The Washington Times
January 1, 2001
By Elliott Abrams
With the passage of the International Religious Freedom Act (IRFA) in October 1998, Congress launched an important experiment in American diplomacy. Could the issue of religious freedom, an orphan in the nation's official human rights effort, be elevated to its proper importance and integrated into the formulation of American foreign policy? As the nation marks International Human Rights Day, the time is ripe for a score card on the administration's efforts to implement this novel initiative.
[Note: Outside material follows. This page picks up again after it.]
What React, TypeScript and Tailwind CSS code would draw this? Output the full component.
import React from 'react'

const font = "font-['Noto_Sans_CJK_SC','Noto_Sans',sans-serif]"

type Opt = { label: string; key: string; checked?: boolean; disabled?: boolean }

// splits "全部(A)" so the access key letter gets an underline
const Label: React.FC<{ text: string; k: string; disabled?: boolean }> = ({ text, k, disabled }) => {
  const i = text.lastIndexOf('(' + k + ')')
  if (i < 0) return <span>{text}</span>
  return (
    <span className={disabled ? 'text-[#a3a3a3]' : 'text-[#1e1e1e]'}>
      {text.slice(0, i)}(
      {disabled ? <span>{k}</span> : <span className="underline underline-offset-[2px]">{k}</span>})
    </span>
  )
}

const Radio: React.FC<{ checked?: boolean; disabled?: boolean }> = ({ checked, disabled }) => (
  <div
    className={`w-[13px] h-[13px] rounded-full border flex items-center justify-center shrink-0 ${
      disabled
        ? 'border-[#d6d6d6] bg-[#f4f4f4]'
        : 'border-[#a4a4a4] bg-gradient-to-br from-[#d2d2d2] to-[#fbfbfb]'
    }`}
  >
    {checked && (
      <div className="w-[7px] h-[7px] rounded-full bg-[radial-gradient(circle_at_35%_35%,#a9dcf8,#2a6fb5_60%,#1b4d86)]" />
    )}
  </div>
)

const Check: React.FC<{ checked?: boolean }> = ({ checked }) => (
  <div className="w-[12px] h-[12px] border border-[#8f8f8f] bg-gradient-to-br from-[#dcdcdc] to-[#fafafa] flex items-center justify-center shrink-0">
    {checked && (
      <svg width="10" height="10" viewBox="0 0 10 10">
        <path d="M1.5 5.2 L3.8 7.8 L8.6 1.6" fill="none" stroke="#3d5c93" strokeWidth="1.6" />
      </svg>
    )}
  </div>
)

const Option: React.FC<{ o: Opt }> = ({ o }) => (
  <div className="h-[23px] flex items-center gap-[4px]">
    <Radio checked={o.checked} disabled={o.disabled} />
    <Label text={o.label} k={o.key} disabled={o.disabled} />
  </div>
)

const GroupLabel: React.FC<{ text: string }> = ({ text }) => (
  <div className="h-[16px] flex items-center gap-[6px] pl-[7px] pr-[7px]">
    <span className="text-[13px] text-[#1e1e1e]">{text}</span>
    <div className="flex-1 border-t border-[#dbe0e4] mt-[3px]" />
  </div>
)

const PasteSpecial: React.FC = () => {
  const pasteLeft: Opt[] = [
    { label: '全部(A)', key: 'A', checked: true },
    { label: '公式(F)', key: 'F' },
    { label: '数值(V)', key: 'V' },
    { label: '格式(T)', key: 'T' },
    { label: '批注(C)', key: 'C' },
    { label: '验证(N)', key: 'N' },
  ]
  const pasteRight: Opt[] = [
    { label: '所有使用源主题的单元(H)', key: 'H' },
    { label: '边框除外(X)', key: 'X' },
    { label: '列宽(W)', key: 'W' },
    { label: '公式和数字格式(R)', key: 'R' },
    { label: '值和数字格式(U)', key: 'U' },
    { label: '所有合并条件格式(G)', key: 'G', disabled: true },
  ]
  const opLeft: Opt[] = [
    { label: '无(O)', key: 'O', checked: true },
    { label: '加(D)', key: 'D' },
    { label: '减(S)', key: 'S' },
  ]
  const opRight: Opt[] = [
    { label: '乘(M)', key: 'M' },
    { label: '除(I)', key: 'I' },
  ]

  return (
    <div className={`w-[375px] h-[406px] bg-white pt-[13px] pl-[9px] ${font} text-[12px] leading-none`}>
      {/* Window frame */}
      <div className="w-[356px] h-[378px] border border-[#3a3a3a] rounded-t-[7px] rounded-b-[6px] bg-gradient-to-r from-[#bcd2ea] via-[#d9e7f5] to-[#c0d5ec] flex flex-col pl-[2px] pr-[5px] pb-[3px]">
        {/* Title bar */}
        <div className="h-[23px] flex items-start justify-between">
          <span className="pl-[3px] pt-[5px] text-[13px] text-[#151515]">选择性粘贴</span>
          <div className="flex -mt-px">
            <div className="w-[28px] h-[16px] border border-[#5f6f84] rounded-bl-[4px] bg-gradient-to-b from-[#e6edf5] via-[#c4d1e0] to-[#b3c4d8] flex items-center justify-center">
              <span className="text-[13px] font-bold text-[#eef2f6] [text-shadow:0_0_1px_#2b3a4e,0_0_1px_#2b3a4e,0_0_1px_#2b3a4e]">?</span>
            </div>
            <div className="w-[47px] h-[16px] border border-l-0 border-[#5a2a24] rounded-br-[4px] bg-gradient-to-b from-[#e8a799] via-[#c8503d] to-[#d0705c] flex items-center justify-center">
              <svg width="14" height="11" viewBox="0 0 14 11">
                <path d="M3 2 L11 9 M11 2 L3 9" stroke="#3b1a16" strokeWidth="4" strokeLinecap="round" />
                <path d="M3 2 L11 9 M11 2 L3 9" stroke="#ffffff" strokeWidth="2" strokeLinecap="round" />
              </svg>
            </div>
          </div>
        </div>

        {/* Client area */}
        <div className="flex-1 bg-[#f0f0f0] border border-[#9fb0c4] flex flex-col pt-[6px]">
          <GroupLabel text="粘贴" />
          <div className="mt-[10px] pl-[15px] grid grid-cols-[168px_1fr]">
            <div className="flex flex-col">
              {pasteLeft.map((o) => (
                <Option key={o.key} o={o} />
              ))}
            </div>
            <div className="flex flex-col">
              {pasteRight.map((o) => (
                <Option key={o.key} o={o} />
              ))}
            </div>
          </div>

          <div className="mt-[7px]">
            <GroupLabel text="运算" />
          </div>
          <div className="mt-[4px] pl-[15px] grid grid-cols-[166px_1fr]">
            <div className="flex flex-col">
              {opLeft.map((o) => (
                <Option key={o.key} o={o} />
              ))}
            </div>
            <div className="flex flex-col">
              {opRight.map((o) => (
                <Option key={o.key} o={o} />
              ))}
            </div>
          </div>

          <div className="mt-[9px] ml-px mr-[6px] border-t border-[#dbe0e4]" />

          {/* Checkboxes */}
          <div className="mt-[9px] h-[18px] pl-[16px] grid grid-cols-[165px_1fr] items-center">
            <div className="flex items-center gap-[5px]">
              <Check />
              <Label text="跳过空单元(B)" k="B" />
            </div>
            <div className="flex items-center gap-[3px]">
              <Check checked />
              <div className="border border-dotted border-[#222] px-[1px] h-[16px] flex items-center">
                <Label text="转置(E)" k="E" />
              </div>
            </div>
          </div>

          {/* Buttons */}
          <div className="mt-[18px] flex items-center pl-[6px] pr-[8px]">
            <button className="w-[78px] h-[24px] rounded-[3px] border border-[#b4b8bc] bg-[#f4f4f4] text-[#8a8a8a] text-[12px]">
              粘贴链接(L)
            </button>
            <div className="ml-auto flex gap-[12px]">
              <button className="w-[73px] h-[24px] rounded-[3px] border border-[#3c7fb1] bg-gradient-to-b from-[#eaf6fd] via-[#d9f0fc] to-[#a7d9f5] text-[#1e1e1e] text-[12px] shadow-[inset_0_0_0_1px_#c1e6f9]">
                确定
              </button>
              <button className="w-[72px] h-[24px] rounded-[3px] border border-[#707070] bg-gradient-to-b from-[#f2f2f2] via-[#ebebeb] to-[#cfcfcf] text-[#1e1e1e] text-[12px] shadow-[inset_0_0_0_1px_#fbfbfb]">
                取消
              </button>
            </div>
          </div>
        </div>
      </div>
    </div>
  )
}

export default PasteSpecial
The law created several mechanisms to promote international religious freedom. It created an Office of International Religious Freedom at the State Department headed by an ambassador-at-large. It called for State to issue an annual report on international religious freedom every Sept. 1. It created a palette of actions and sanctions from which the president could choose to challenge egregious religious persecutors. And it created the independent U.S. Commission on International Religious Freedom to monitor the process and make policy recommendations to the administration and Congress on additional ways to promote religious freedom abroad.
The State Department has done a highly commendable job (with a few exceptions) in its first two annual reports of telling the tragic story of religious freedom around the globe. This year's second report shows a more complete understanding of religious freedom issues and reflects extensive fact-finding and verification.
The problem is in what the State Department and the administration do with the information they have so painstakingly catalogued. The law calls for the president to designate as "countries of particular concern" the most egregious religious persecutors and then to announce which policies he will adopt and which actions he will take in response. In 1999, the administration listed Burma, China, Iran, Iraq and Sudan as countries of particular concern, and named the Milosevic regime in Serbia and the Taliban movement in Afghanistan as additional severe violators.
That was a good start. In July 2000, the Commission wrote to Secretary of State Albright concluding that these seven nations and regimes should be re-listed. In addition, it noted that the severe violations of Laos, North Korea, Saudi Arabia, and Turkmenistan also clearly meet the standards set forth in the law and recommended adding these nations as countries of particular concern. Sadly, when the secretary announced the 2000 list, it included the same seven violators with no additions. The Commission will continue to press for the inclusion of the other four.
But labeling violators is only the first step. The next is determining the proper U.S. policy responses. Unbeknownst to most people, the seven violators are under IRFA sanctions as countries of particular concern. Most people don't know this because the State Department never mentions it. You may read about sanctions on Sudan for its past support of terrorists; the State Department spokesman has yet to mention that Sudan or China or Iran is also under IRFA sanctions. When the sanctions are announced, State does so in a letter to Congress that is not released to the public. This is a strange way of making a point about religious freedom.
Perhaps the State Department is loath to call attention to the IRFA sanctions because in important cases, such as Sudan and China, they are wholly inadequate and thus ineffective. In our May 1 Annual Report and since, the Commission has outlined a series of proposals to bolster sanctions against these two nations for their egregious violations of religious freedom. (It would have helped if the administration and Congress had held China to some religious freedom standards before granting it Permanent Normal Trade Relations status unconditionally.)
In addition, this year's State Department religious freedom report details a number of countries where conditions have deteriorated, but U.S. policy has not responded. Religious freedom in China has just passed through the worst 18 months since the Cultural Revolution ended: No change in U.S. policy. In Turkmenistan, the State Department concludes religious freedom has worsened, and high-level promises of improvement go unfulfilled: No change in U.S. policy. In France, State's report details disturbing events, including a bill targeting so-called "sects" for dissolution and establishing a new crime of "mental manipulation." No explanation of what the United States is doing to encourage the French to turn back to their best traditions.
Some may say it was too much to expect IRFA's bold diplomatic experiment to bear fruit in just two years. Certainly it's true that improving religious freedom worldwide - or even halting its alarming decline in many countries - is a long-term process, one that requires careful knowledge of each society as well as skilled diplomatic efforts. But it also requires a level of energy and commitment that will be a real test of the next administration - as it has been of this one.
Elliott Abrams is chairman of the U.S. Commission on International Religious Freedom, which makes independent policy recommendations to the administration and Congress.